> [DATA PROVIDED]:
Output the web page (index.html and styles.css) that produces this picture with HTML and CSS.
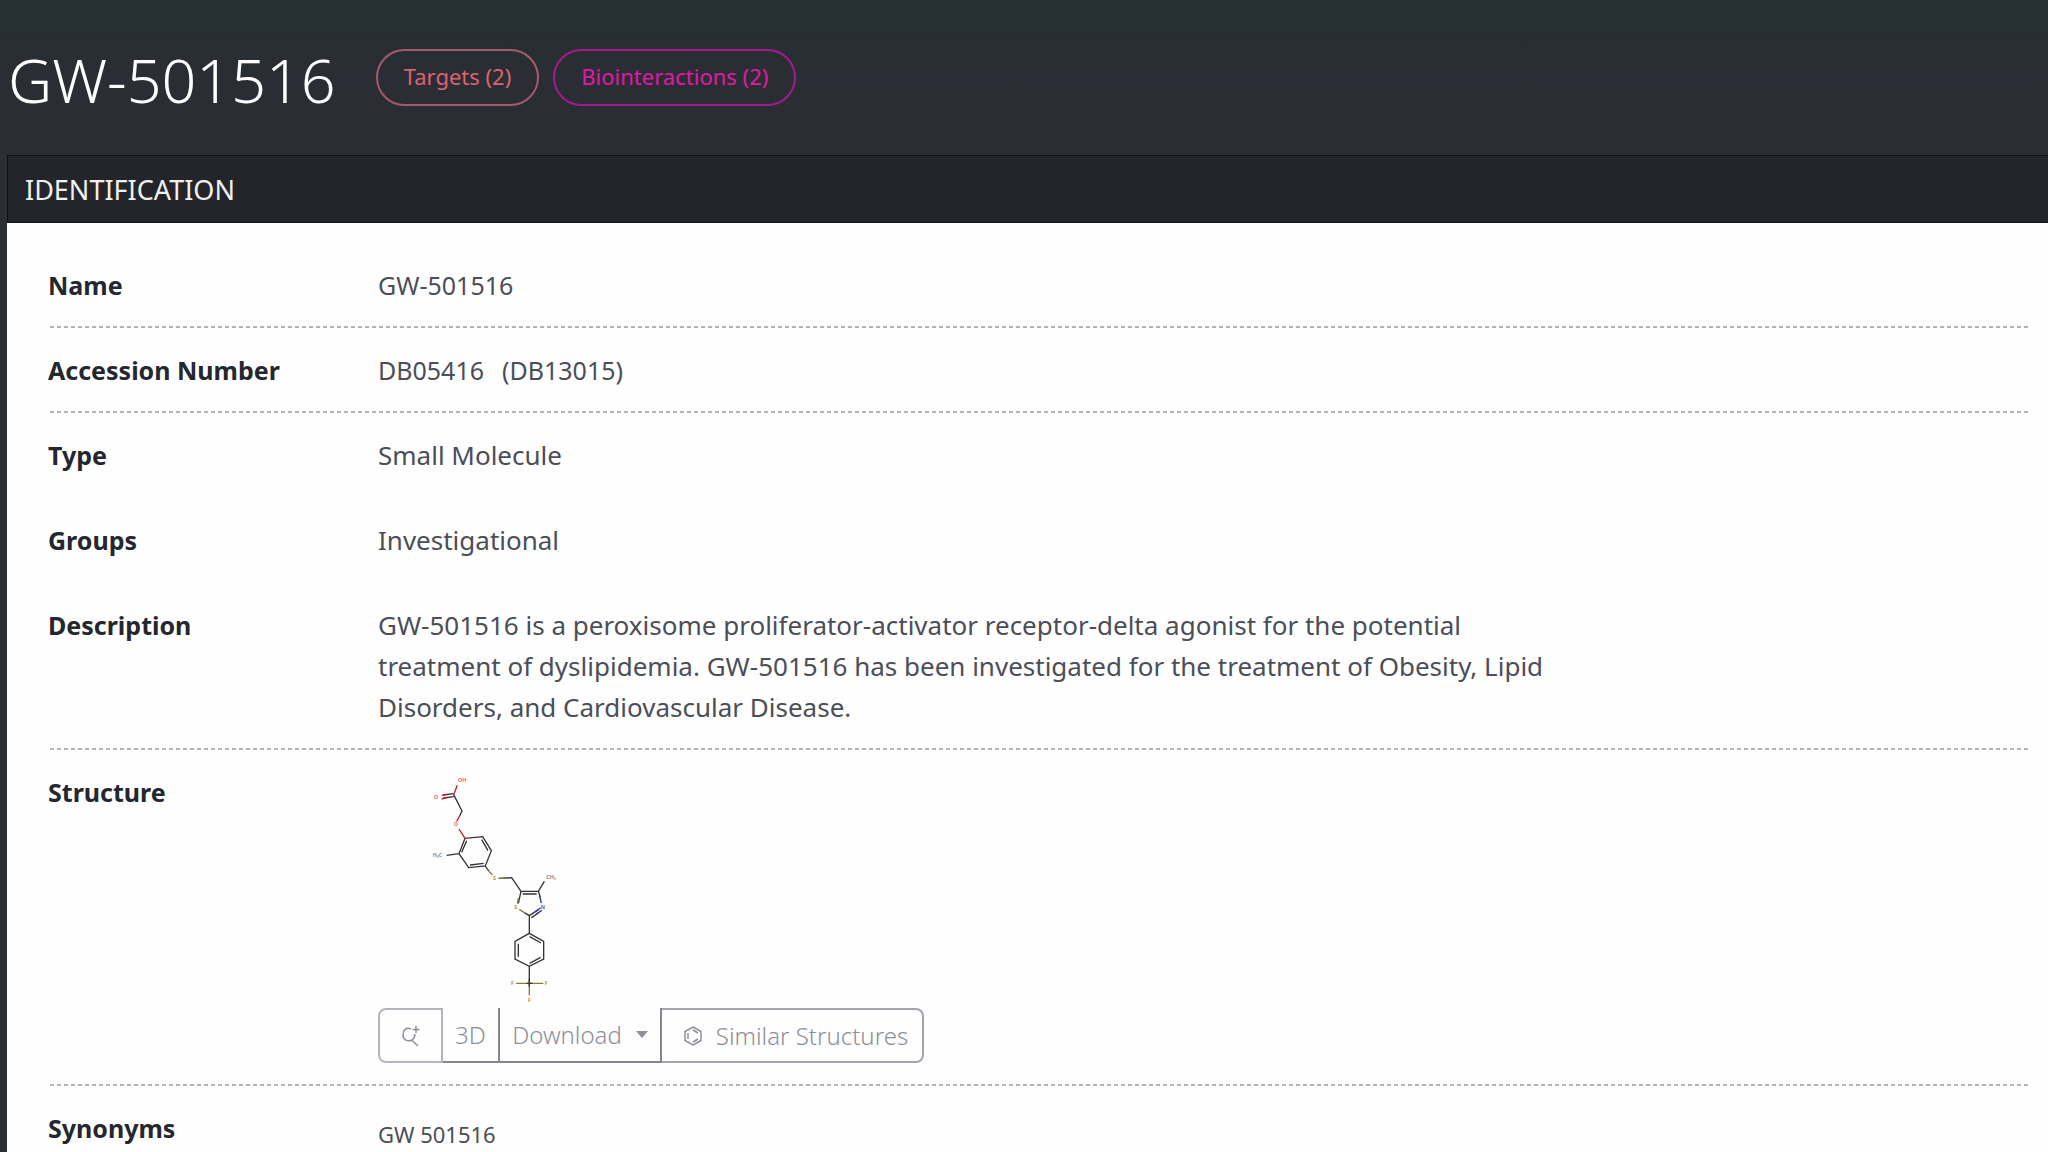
FILE: index.html
```html
<!DOCTYPE html>
<html lang="en">
<head>
<meta charset="utf-8">
<meta name="viewport" content="width=device-width, initial-scale=1">
<title>GW-501516</title>
<link rel="stylesheet" href="styles.css">
</head>
<body>
<header class="drug-header">
  <h1 class="drug-title">GW-501516</h1>
  <nav class="pills">
    <a class="pill pill-targets" href="#targets">Targets (2)</a>
    <a class="pill pill-bio" href="#biointeractions">Biointeractions (2)</a>
  </nav>
</header>
<main class="card">
  <h2 class="card-title">IDENTIFICATION</h2>
  <dl class="facts">
    <div class="row ruled"><dt>Name</dt><dd>GW-501516</dd></div>
    <div class="row ruled"><dt>Accession Number</dt><dd class="ids"><span>DB05416</span><span>(DB13015)</span></dd></div>
    <div class="row"><dt>Type</dt><dd class="prose">Small Molecule</dd></div>
    <div class="row"><dt>Groups</dt><dd class="prose">Investigational</dd></div>
    <div class="row ruled"><dt>Description</dt><dd class="prose"><p class="description">GW-501516 is a peroxisome proliferator-activator receptor-delta agonist for the potential treatment of dyslipidemia. GW-501516 has been investigated for the treatment of Obesity, Lipid Disorders, and Cardiovascular Disease.</p></dd></div>
    <div class="row ruled">
      <dt>Structure</dt>
      <dd>
        <svg class="molecule" viewBox="54 36 600 708" role="img" aria-label="Structure of GW-501516">
          <g fill="none" stroke="#333" stroke-width="4">
            <path d="M281 104L306 153L299 168M281 101L250 105M281 110L250 114"/>
            <path d="M315 235L368 230L394 272L376 318L326 323L297 281ZM320 242L305 277M365 239L384 272M371 310L330 315M297 281L260 286M376 318L386 333M416 355L455 353L483 394L535 394L553 364M488 402L530 402M483 394L475 430M535 394L541 412M508 467L535 449M514 473L535 459M508 467L493 458M508 467V520M508 520L551 544V597L508 619L465 597V544ZM509 530L543 549M475 551V590M542 592L509 610M508 619V670"/>
            <path stroke="#c51f30" d="M281 104L292 76M299 168L290 184M315 235L297 207M261 103L245 106M261 113L245 117"/>
            <path stroke="#85802b" d="M386 333L397 345M416 355H432M475 414L472 431M493 458L478 448M468 670H550M508 670V706"/>
            <path stroke="#303890" d="M539 408L544 429M526 455L542 443M528 463L545 451"/>
            <path d="M500 670H518M508 656V680"/>
          </g>
          <g class="atoms">
            <text class="oxygen" x="294" y="65">OH</text>
            <text class="oxygen" x="222" y="116">O</text>
            <text class="oxygen" x="281" y="199">O</text>
            <text x="218" y="290">H₃C</text>
            <text class="sulfur" x="399" y="360">S</text>
            <text x="559" y="356">CH₃</text>
            <text class="sulfur" x="463" y="446">S</text>
            <text class="nitrogen" x="542" y="446">N</text>
            <text class="fluorine" x="453" y="676">F</text>
            <text class="fluorine" x="554" y="676">F</text>
            <text class="fluorine" x="504" y="725">F</text>
          </g>
        </svg>
        <div class="tools">
          <button class="tool tool-zoom" type="button" aria-label="Zoom structure">
            <svg width="20" height="24" viewBox="0 0 20 24" fill="none" stroke="currentColor" stroke-width="1.500"><path d="M10 5C5 3 2 6 2 11C2 16 7 18 11 16C14 14 14 12 14 10M11 16.500L17 22M15 2V9M11.500 5.500H18.500"/></svg>
          </button>
          <button class="tool tool-3d" type="button">3D</button>
          <button class="tool tool-download" type="button">Download<svg width="12" height="7" viewBox="0 0 12 7"><path fill="currentColor" d="M0 0H12L6 7Z"/></svg></button>
          <button class="tool tool-similar" type="button"><svg width="18" height="20" viewBox="0 0 18 20" fill="none" stroke="currentColor" stroke-width="1.500"><path d="M9 1L17 5.500V14.500L9 19L1 14.500V5.500ZM9 4L14 7M14 13L9 16M4 7V13"/></svg>Similar Structures</button>
        </div>
      </dd>
    </div>
    <div class="row"><dt>Synonyms</dt><dd><ul class="synonyms"><li>GW 501516</li></ul></dd></div>
  </dl>
</main>
</body>
</html>
```
FILE: styles.css
```css
* { box-sizing: border-box; }

body {
  margin: 0;
  overflow-x: hidden;
  background: #2b2e33;
  color: #4b4e57;
  font: 400 25px/41px "Noto Sans", "Open Sans", sans-serif;
}

.drug-header {
  display: flex;
  align-items: center;
  gap: 40px;
  height: 155px;
  padding: 0 8px;
  background: linear-gradient(#262f31 20px, #2b2d35 90px);
}

.drug-title {
  margin: 0;
  padding-top: 4px;
  color: #fff;
  font-size: 61px;
  font-weight: 300;
  line-height: 80px;
}

.pills { display: flex; gap: 14px; }

.pill {
  height: 57px;
  padding: 0 26px;
  border: 2px solid;
  border-radius: 29px;
  font-size: 22px;
  line-height: 51px;
  text-decoration: none;
  white-space: nowrap;
}

.pill-targets { border-color: #a65a6b; color: #dc6372; }
.pill-bio { border-color: #a51b8d; color: #e01aa6; }

.card {
  margin-left: 7px;
  background: #fefefe;
}

.card-title {
  height: 68px;
  margin: 0;
  padding: 0 17px;
  border: 1px solid #0c1316;
  border-right: 0;
  background: #23252a;
  color: #f0f0f0;
  font-size: 27px;
  font-weight: 400;
  line-height: 68px;
}

.facts { margin: 0; padding: 20px 20px 0 41px; }

.row {
  display: grid;
  grid-template-columns: 330px 1fr;
  min-height: 85px;
  padding: 22px 0;
}

.ruled {
  background: repeating-linear-gradient(90deg, #b3b2b8 0 4px, transparent 4px 7px) 2px 100% / 100% 2px no-repeat;
}

dt { color: #24272e; font-weight: 700; }
dd { margin: 0; }
.prose { font-size: 26px; }
.ids { display: flex; gap: 18px; }
.description { max-width: 1200px; margin: 0; }

.molecule { display: block; width: 200px; height: 236px; }
.atoms { fill: #777; font-size: 16px; font-weight: 600; }
.oxygen { fill: #f0465a; }
.sulfur { fill: #8f8b20; }
.nitrogen { fill: #4046c8; }
.fluorine { fill: #a08528; }

.tools { display: flex; height: 55px; margin-bottom: 1px; }

.tool {
  display: flex;
  align-items: center;
  justify-content: center;
  padding: 0;
  border: 0 solid #84878e;
  background: none;
  color: #8d9098;
  font: inherit;
  font-size: 24px;
  font-weight: 300;
  white-space: nowrap;
}

.tool-zoom {
  width: 65px;
  border-width: 2px;
  border-color: #b3b5bc;
  border-radius: 8px 0 0 8px;
}

.tool-3d { width: 55px; border-bottom-width: 2px; }

.tool-download {
  gap: 14px;
  width: 164px;
  border-width: 0 2px 2px;
}

.tool-similar {
  gap: 14px;
  width: 262px;
  padding-left: 8px;
  border-width: 2px 2px 2px 0;
  border-color: #a3a5ac;
  border-radius: 0 8px 8px 0;
}

.synonyms {
  margin: 0;
  padding: 6px 0 0;
  font-size: 22px;
  list-style: none;
}
```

> [EXERCISE GOAL]:
Select from the material above each line in which the string "index" appears, and list those lines.

> [COMPLETE OUTPUT]:
Output the web page (index.html and styles.css) that produces this picture with HTML and CSS.
FILE: index.html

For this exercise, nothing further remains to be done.